── Data entries ──

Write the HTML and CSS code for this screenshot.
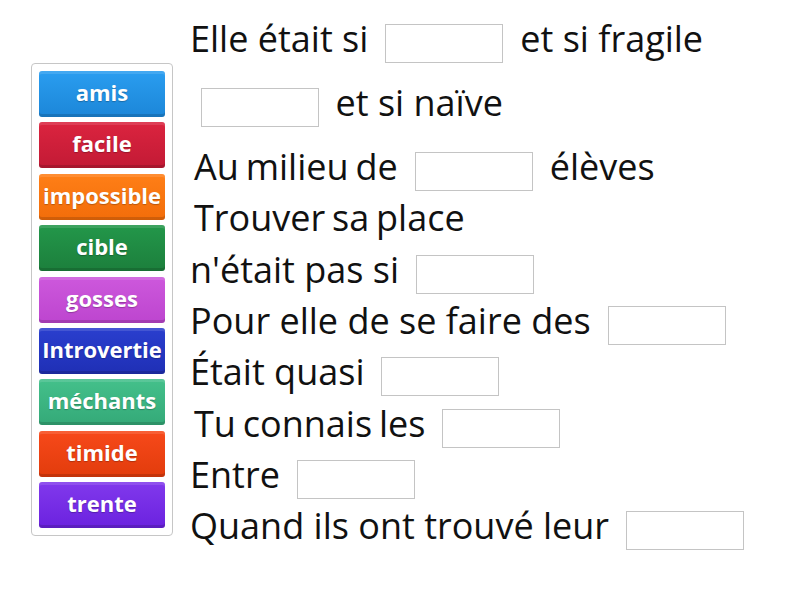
FILE: index.html
```html
<!DOCTYPE html>
<html lang="fr">
<head>
    <meta charset="UTF-8">
    <meta name="viewport" content="width=device-width, initial-scale=1.0">
    <title>Texte à trous</title>
    <link rel="stylesheet" href="styles.css">
</head>
<body>
    <div class="page">
        <div class="bank">
            <div class="tile blue">amis</div>
            <div class="tile red">facile</div>
            <div class="tile orange">impossible</div>
            <div class="tile green">cible</div>
            <div class="tile pink">gosses</div>
            <div class="tile navy">Introvertie</div>
            <div class="tile teal">méchants</div>
            <div class="tile vermilion">timide</div>
            <div class="tile purple">trente</div>
        </div>

        <div class="text">
            <div class="row wide">
                <span>Elle était si</span><span class="blank"></span><span>et si fragile</span>
            </div>
            <div class="row wide indent">
                <span class="blank first"></span><span>et si naïve</span>
            </div>
            <div class="row tight">
                <span>Au milieu de</span><span class="blank"></span><span>élèves</span>
            </div>
            <div class="row tight">
                <span>Trouver sa place</span>
            </div>
            <div class="row">
                <span>n'était pas si</span><span class="blank"></span>
            </div>
            <div class="row">
                <span>Pour elle de se faire des</span><span class="blank"></span>
            </div>
            <div class="row">
                <span>Était quasi</span><span class="blank"></span>
            </div>
            <div class="row tight">
                <span>Tu connais les</span><span class="blank"></span>
            </div>
            <div class="row">
                <span>Entre</span><span class="blank"></span>
            </div>
            <div class="row">
                <span>Quand ils ont trouvé leur</span><span class="blank"></span>
            </div>
        </div>
    </div>
</body>
</html>
```

FILE: styles.css
```css
body {
    margin: 0;
    padding: 0;
    background-color: #ffffff;
    font-family: "Open Sans", "DejaVu Sans", sans-serif;
    color: #111111;
}
.page {
    display: flex;
    align-items: flex-start;
}

/* word bank */
.bank {
    margin: 63px 0 0 31px;
    padding: 7px;
    width: 126px;
    border: 1px solid #c6c6c6;
    border-radius: 4px;
    display: flex;
    flex-direction: column;
    gap: 5.4px;
}
.tile {
    height: 46px;
    box-sizing: border-box;
    padding-bottom: 4px;
    border-radius: 3px;
    display: flex;
    align-items: center;
    justify-content: center;
    color: #ffffff;
    font-size: 22px;
    font-weight: bold;
    white-space: nowrap;
    text-shadow: 0 1px 1px rgba(0, 0, 0, 0.25);
    box-shadow: inset 0 -3px 0 rgba(0, 0, 0, 0.14), inset 0 3px 0 rgba(255, 255, 255, 0.12);
}
.blue { background: linear-gradient(#2a9df0, #1c86d8); }
.red { background: linear-gradient(#db243f, #c21a35); }
.orange { background: linear-gradient(#ff7f17, #f26d0a); }
.green { background: linear-gradient(#23974a, #1c7f3c); }
.pink { background: linear-gradient(#cd58dc, #bd45cf); }
.navy { background: linear-gradient(#2a3fce, #1f2fb5); }
.teal { background: linear-gradient(#44c08b, #34a978); }
.vermilion { background: linear-gradient(#f7491a, #e23c0c); }
.purple { background: linear-gradient(#8139ec, #6b22df); }

/* sentences */
.text {
    margin-left: 17px;
    padding-top: 14.5px;
    display: flex;
    flex-direction: column;
    gap: 3.3px;
}
.row {
    display: flex;
    align-items: flex-start;
    height: 48px;
    line-height: 48px;
    font-size: 36px;
    white-space: nowrap;
}
.row.wide {
    margin-bottom: 13px;
}
.row.indent {
    padding-left: 10.5px;
}
.row.tight {
    padding-left: 4px;
    word-spacing: -2.5px;
}
.blank {
    display: block;
    width: 118px;
    height: 39px;
    box-sizing: border-box;
    margin: 9px 17px 0 17px;
    background-color: #ffffff;
    border: 1px solid #c4c4c4;
}
.blank.first {
    margin-left: 0;
}
```
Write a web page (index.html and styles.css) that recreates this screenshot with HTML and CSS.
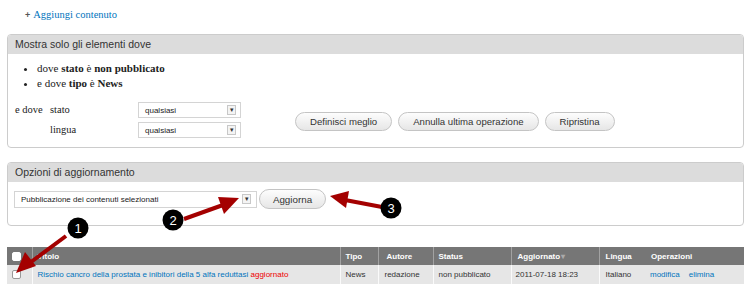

───

> _Objective_
Compute the number of lines above that contain the string "page". Reply with that value only.

> _Finished task_
3